All by way of saying, that if there ever came a time when the government of my new homeland was actually calling up the forty-something asking-and-telling homosexuals with hypo-active thyroids to take up arms, something very calamitous indeed will have happened. The streets would likely be running with blood, and such moral gray areas as might have existed at other times will seem either so beside the point that I will join the fight, or so terrifying and appallingly beyond the pale that I’d either already be dead or underground. (Rakoff, pp. 5-6).

Damn! I wish I’d written that! And don’t tell me you didn’t even crack a smile while reading it.

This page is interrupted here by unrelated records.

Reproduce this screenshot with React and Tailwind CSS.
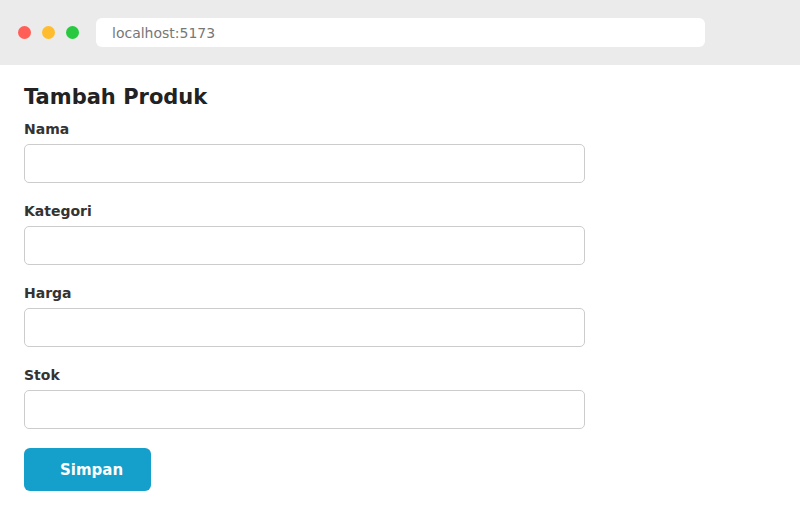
export default function App() {
  const fields = ["Nama", "Kategori", "Harga", "Stok"];

  return (
    <div className="w-[800px] h-[508px] bg-white font-['DejaVu_Sans',sans-serif] overflow-hidden">
      {/* Browser chrome */}
      <div className="h-[65px] bg-[#ebebeb] flex items-center px-[18px]">
        <div className="flex items-center gap-[11px]">
          <span className="w-[13px] h-[13px] rounded-full bg-[#ff5f57]" />
          <span className="w-[13px] h-[13px] rounded-full bg-[#febc2e]" />
          <span className="w-[13px] h-[13px] rounded-full bg-[#28c840]" />
        </div>
        <div className="ml-[17px] w-[609px] h-[29px] bg-white rounded-[6px] flex items-center px-4 pt-[1px] text-[14px] text-[#777]">
          localhost:5173
        </div>
      </div>

      {/* Page */}
      <div className="px-6 pt-[18px]">
        <h1 className="text-[21px] font-bold text-[#222] leading-[28px] mb-[9px]">Tambah Produk</h1>
        {fields.map((f) => (
          <div key={f} className="mb-[19px]">
            <label className="block text-[14px] font-bold text-[#333] leading-[16px] pt-[1px] mb-[7px]">{f}</label>
            <input
              type="text"
              className="block w-[561px] h-[39px] border border-[#ccc] rounded-[5px] px-3 outline-none"
            />
          </div>
        ))}
        <button className="w-[127px] h-[43px] bg-[#159fcb] text-white font-bold text-[15px] rounded-[6px] text-left pl-[36px] pt-[2px]">
          Simpan
        </button>
      </div>
    </div>
  );
}
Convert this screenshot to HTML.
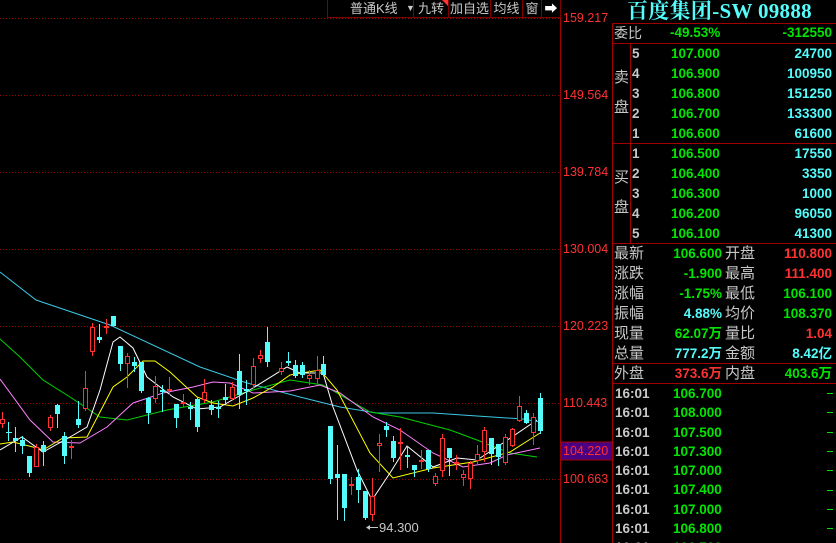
<!DOCTYPE html>
<html style="width:836px;height:543px;overflow:hidden"><head><meta charset="utf-8"><style>
*{margin:0;padding:0;box-sizing:border-box}
body{width:836px;height:543px;background:#000;overflow:hidden;position:relative;font-family:"Liberation Sans","Noto Sans CJK SC",sans-serif}
.a{position:absolute;white-space:nowrap}
.tb{position:absolute;top:0;height:18px;border:1px solid #800000;border-top:none;color:#c8c8c8;font-size:13px;line-height:17px;text-align:center}
.ax{position:absolute;left:563px;color:#ff3232;font-size:12.5px;line-height:14px}
.r{position:absolute;font-size:14px;line-height:20px;height:20px}
.w{color:#c8c8c8}.g{color:#00e600}.c{color:#54fcfc}.rd{color:#ff3232}
.num{font-weight:bold;font-size:13.5px}
.clip{position:absolute;left:0;top:0;width:836px;height:543px;overflow:hidden}
</style></head><body><div class="clip">
<svg width="836" height="543" style="position:absolute;left:0;top:0">
<g stroke="#a00000" stroke-dasharray="1,2" stroke-width="1">
<line x1="0" y1="18.5" x2="560" y2="18.5"/><line x1="0" y1="95.5" x2="560" y2="95.5"/><line x1="0" y1="172.5" x2="560" y2="172.5"/><line x1="0" y1="249.5" x2="560" y2="249.5"/><line x1="0" y1="326.5" x2="560" y2="326.5"/><line x1="0" y1="403.5" x2="560" y2="403.5"/><line x1="0" y1="479.5" x2="560" y2="479.5"/>
</g>
<line x1="560.5" y1="0" x2="560.5" y2="543" stroke="#a00000"/>
<line x1="612.5" y1="23" x2="612.5" y2="543" stroke="#a00000"/>
<rect x="561" y="442" width="52" height="18" fill="#4b0082" stroke="#a00000"/>
<g fill="none" stroke-width="1">
<polyline stroke="#3cc8e6" points="0,272 36,300 110,325 200,367 247,383 300,397 340,407 377,413 433,413 477,416 523,419 540,422"/>
<polyline stroke="#00d200" points="0,339 20,357 43,380 70,397 100,417 127,420 167,410 213,402 253,390 290,380 323,385 370,412 400,417 450,430 477,440 510,453 537,457"/>
<polyline stroke="#ff80ff" points="0,379 30,420 53,442 80,443 107,427 133,403 163,393 193,387 213,382 230,383 253,393 290,391 320,385 340,393 373,417 400,430 433,453 463,467 490,463 507,455 540,448"/>
<polyline stroke="#ffff00" points="0,444 13,442 33,447 43,450 63,438 87,437 113,387 127,377 143,361 155,361 170,372 197,397 213,403 233,406 253,398 273,387 290,375 320,370 337,390 370,453 393,478 433,468 473,462 510,452 540,433"/>
<polyline stroke="#ffffff" points="0,450 22,437 43,452 70,437 87,427 100,390 113,342 120,337 133,348 147,377 173,397 197,409 220,407 253,388 287,367 300,373 323,373 333,407 357,470 372,500 390,473 407,446 433,467 457,458 477,460 503,443 537,420"/>
</g>
<g stroke="#54fcfc" fill="#54fcfc">
<path fill="none" d="M8.5 422V441M15.5 427V452M22.5 436V454M29.5 456V477M43.5 441V466M57.5 404V428M64.5 432V464M78.5 401V428M99.5 324V343M113.5 316V326M120.5 346V371M134.5 357V372M141.5 362V393M148.5 397V424M162.5 385V412M176.5 404V428M190.5 402V420M197.5 397V432M211.5 400V415M218.5 401V418M225.5 384V404M239.5 354V409M246.5 380V405M267.5 327V367M288.5 352V366M295.5 360V378M302.5 362V378M323.5 356V376M330.5 426V484M337.5 445V520M344.5 474V521M358.5 469V503M365.5 491V520M386.5 422V437M393.5 436V462M407.5 446V468M414.5 465V477M428.5 450V472M449.5 448V476M491.5 438V465M498.5 444V466M526.5 410V424M540.5 393V434"/>
<g stroke="none">
<rect x="6" y="432" width="6" height="1"/><rect x="13" y="438" width="5" height="3"/><rect x="20" y="440" width="5" height="6"/><rect x="27" y="456" width="5" height="17"/><rect x="41" y="445" width="5" height="7"/><rect x="55" y="405" width="5" height="9"/><rect x="62" y="436" width="5" height="20"/><rect x="76" y="419" width="5" height="6"/><rect x="97" y="337" width="5" height="3"/><rect x="111" y="316" width="5" height="10"/><rect x="118" y="346" width="5" height="18"/><rect x="132" y="362" width="5" height="4"/><rect x="139" y="362" width="5" height="29"/><rect x="146" y="398" width="5" height="15"/><rect x="160" y="390" width="5" height="2"/><rect x="174" y="404" width="5" height="14"/><rect x="188" y="407" width="5" height="2"/><rect x="195" y="399" width="5" height="28"/><rect x="209" y="405" width="5" height="5"/><rect x="216" y="407" width="5" height="2"/><rect x="223" y="397" width="5" height="3"/><rect x="237" y="371" width="5" height="24"/><rect x="244" y="389" width="5" height="2"/><rect x="265" y="342" width="5" height="20"/><rect x="286" y="361" width="5" height="2"/><rect x="293" y="365" width="5" height="11"/><rect x="300" y="365" width="5" height="10"/><rect x="321" y="364" width="5" height="11"/><rect x="328" y="426" width="5" height="53"/><rect x="335" y="474" width="5" height="4"/><rect x="342" y="474" width="5" height="34"/><rect x="356" y="477" width="5" height="13"/><rect x="363" y="491" width="5" height="27"/><rect x="384" y="426" width="5" height="4"/><rect x="391" y="441" width="5" height="17"/><rect x="405" y="455" width="5" height="2"/><rect x="412" y="465" width="5" height="5"/><rect x="426" y="450" width="5" height="19"/><rect x="447" y="448" width="5" height="10"/><rect x="489" y="438" width="5" height="16"/><rect x="496" y="444" width="5" height="13"/><rect x="524" y="413" width="5" height="10"/><rect x="538" y="398" width="5" height="33"/>
</g></g>
<g stroke="#ff3232" fill="#000">
<path d="M2.5 412V428M36.5 444V466M50.5 415V431M71.5 440V459M85.5 371V411M92.5 323V356M106.5 319V334M127.5 353V388M155.5 376V403M169.5 377V395M183.5 394V407M204.5 379V403M232.5 382V400M253.5 358V388M260.5 350V363M281.5 362V375M309.5 370V385M317.5 356V384M351.5 477V495M372.5 478V521M379.5 434V472M400.5 428V470M421.5 450V469M435.5 473V486M442.5 434V477M456.5 455V470M463.5 470V486M470.5 461V489M477.5 445V464M484.5 427V462M505.5 434V465M512.5 428V447M519.5 396V422M533.5 413V445"/>
<rect x="0.5" y="419.5" width="4" height="4"/><rect x="34.5" y="447.5" width="4" height="19"/><rect x="48.5" y="417.5" width="4" height="10"/><rect x="69.5" y="446.5" width="4" height="1"/><rect x="83.5" y="388.5" width="4" height="20"/><rect x="90.5" y="327.5" width="4" height="24"/><rect x="104.5" y="326.5" width="4" height="1"/><rect x="125.5" y="356.5" width="4" height="7"/><rect x="153.5" y="386.5" width="4" height="12"/><rect x="167.5" y="389.5" width="4" height="1"/><rect x="181.5" y="402.5" width="4" height="1"/><rect x="202.5" y="392.5" width="4" height="7"/><rect x="230.5" y="387.5" width="4" height="11"/><rect x="251.5" y="366.5" width="4" height="18"/><rect x="258.5" y="355.5" width="4" height="3"/><rect x="279.5" y="368.5" width="4" height="3"/><rect x="307.5" y="375.5" width="4" height="3"/><rect x="315.5" y="370.5" width="4" height="8"/><rect x="349.5" y="484.5" width="4" height="1"/><rect x="370.5" y="496.5" width="4" height="18"/><rect x="377.5" y="443.5" width="4" height="2"/><rect x="398.5" y="442.5" width="4" height="1"/><rect x="419.5" y="460.5" width="4" height="1"/><rect x="433.5" y="476.5" width="4" height="7"/><rect x="440.5" y="438.5" width="4" height="32"/><rect x="454.5" y="462.5" width="4" height="1"/><rect x="461.5" y="474.5" width="4" height="3"/><rect x="468.5" y="463.5" width="4" height="15"/><rect x="475.5" y="454.5" width="4" height="6"/><rect x="482.5" y="430.5" width="4" height="21"/><rect x="503.5" y="437.5" width="4" height="25"/><rect x="510.5" y="429.5" width="4" height="16"/><rect x="517.5" y="406.5" width="4" height="14"/><rect x="531.5" y="417.5" width="4" height="15"/>
</g>
<path d="M368 527.5H378" stroke="#c8c8c8"/><path d="M366 527.5L370 525V530Z" fill="#c8c8c8"/>
<text x="379" y="532" fill="#c8c8c8" font-size="13" font-family="Liberation Sans">94.300</text>
<g stroke="#a00000" fill="none">
<rect x="612.5" y="23.5" width="230" height="600"/>
<line x1="613" y1="43.5" x2="836" y2="43.5"/><line x1="613" y1="143.5" x2="836" y2="143.5"/><line x1="613" y1="243.5" x2="836" y2="243.5"/><line x1="613" y1="363.5" x2="836" y2="363.5"/><line x1="613" y1="383.5" x2="836" y2="383.5"/>
<line x1="630.5" y1="43" x2="630.5" y2="243"/>
</g>
<g stroke="#00e600"><path d="M827 393.5H833M827 412.5H833M827 432.5H833M827 451.5H833M827 470.5H833M827 490.5H833M827 509.5H833M827 528.5H833"/></g>
</svg>
<div class="tb" style="left:327px;width:87px;text-align:left;padding-left:22px">普通K线<span style="position:absolute;left:78px;top:0;font-size:9px">▼</span></div>
<div class="tb" style="left:413px;width:36px">九转<span style="position:absolute;right:0;top:0;width:0;height:0;border-top:6px solid #ff3232;border-left:6px solid transparent"></span></div>
<div class="tb" style="left:448px;width:43px">加自选</div>
<div class="tb" style="left:490px;width:33px">均线</div>
<div class="tb" style="left:522px;width:20px">窗</div>
<div class="tb" style="left:541px;width:20px;color:#fff;font-weight:bold">➡</div>
<div class="ax" style="top:11px">159.217</div><div class="ax" style="top:88px">149.564</div><div class="ax" style="top:165px">139.784</div><div class="ax" style="top:242px">130.004</div><div class="ax" style="top:319px">120.223</div><div class="ax" style="top:396px">110.443</div><div class="ax" style="top:444px">104.220</div><div class="ax" style="top:472px">100.663</div>
<div class="a" style="left:627px;top:0;color:#54fcfc;font-family:'Liberation Serif','Noto Serif CJK SC',serif;font-weight:bold;font-size:21px;line-height:22px;letter-spacing:0.3px">百度集团-SW 09888</div>
<div class="r w" style="left:614px;top:23px">委比</div><div class="r g num" style="left:670px;top:23px">-49.53%</div><div class="r g num" style="right:4px;top:23px">-312550</div>
<div class="r w" style="left:614px;top:63px;line-height:30px;height:70px;width:16px;white-space:normal;font-size:15px">卖<br>盘</div>
<div class="r w" style="left:614px;top:163px;line-height:30px;height:70px;width:16px;white-space:normal;font-size:15px">买<br>盘</div>
<div class="a" style="left:632px;top:44px;font-size:13.5px;font-weight:bold;line-height:20px;color:#c8c8c8">5<br>4<br>3<br>2<br>1<br>1<br>2<br>3<br>4<br>5</div>
<div class="a g" style="left:671px;top:44px;font-size:13.5px;font-weight:bold;line-height:20px">107.000<br>106.900<br>106.800<br>106.700<br>106.600<br>106.500<br>106.400<br>106.300<br>106.200<br>106.100</div>
<div class="a c" style="right:4px;top:44px;font-size:13.5px;font-weight:bold;line-height:20px;text-align:right">24700<br>100950<br>151250<br>133300<br>61600<br>17550<br>3350<br>1000<br>96050<br>41300</div>
<div class="a w" style="left:614px;top:244px;font-size:15px;line-height:20px">最新<br>涨跌<br>涨幅<br>振幅<br>现量<br>总量<br>外盘</div>
<div class="a w" style="left:725px;top:244px;font-size:15px;line-height:20px">开盘<br>最高<br>最低<br>均价<br>量比<br>金额<br>内盘</div>
<div class="a num" style="right:114px;top:244px;line-height:20px;text-align:right"><span class="g">106.600</span><br><span class="g">-1.900</span><br><span class="g">-1.75%</span><br><span class="c">4.88%</span><br><span class="g">62.07万</span><br><span class="c">777.2万</span><br><span class="rd">373.6万</span></div>
<div class="a num" style="right:4px;top:244px;line-height:20px;text-align:right"><span class="rd">110.800</span><br><span class="rd">111.400</span><br><span class="g">106.100</span><br><span class="g">108.370</span><br><span class="rd">1.04</span><br><span class="c">8.42亿</span><br><span class="g">403.6万</span></div>
<div class="a w num" style="left:615px;top:384px;line-height:19.3px">16:01<br>16:01<br>16:01<br>16:01<br>16:01<br>16:01<br>16:01<br>16:01<br>16:01</div>
<div class="a g num" style="left:673px;top:384px;line-height:19.3px">106.700<br>108.000<br>107.500<br>107.300<br>107.000<br>107.400<br>107.000<br>106.800<br>106.700</div>
</div></body></html>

I’m breaking the rules and tagging everyone on my blogroll who hasn’t done this yet and feels like doing it. That way, I don’t have to single out anyone, and if you don’t want to do it, you don’t have to. Maybe that will result in 3 more to keep this meme going?


Charlotte said...

I've read and loved Sedaris, so I guess I would also love Rakoff. Is he the Macy's elf guy?

PS I am also quite envious of your meeting-up with (other equally interesting) real-life bloggers. Glad to hear it was a success.

Anonymous said...

Having all kinds of trouble posting comments on the new-look blogger. But will try to say (again) that I love the sound of Rakoff and will be trying to get hold of that book. I does sound absolutely hysterical!


Rebecca H. said...

You got me interested in Rakoff -- someone else recommended him earlier this year, and so this means I must read him apparently. I haven't actually read any Sedaris, but I did listen to the audio book of Me Talk Pretty One Day which Sedaris read himself, and it was hysterical.

Emily Barton said...

Charlotte, Sedaris is the Macy's elf guy. We were supposed to go see a theater production of that (The Santaland Diaries) on Sunday, but the lead actor got food poisoning, so now we're going Xmas Eve -- a fun way to spend Xmas Eve afternoon.

Litlove and Dorr, you both should read him. He's absolutely hilarious. And, Dorr, I have friends who swear Sedaris is better on audiobook.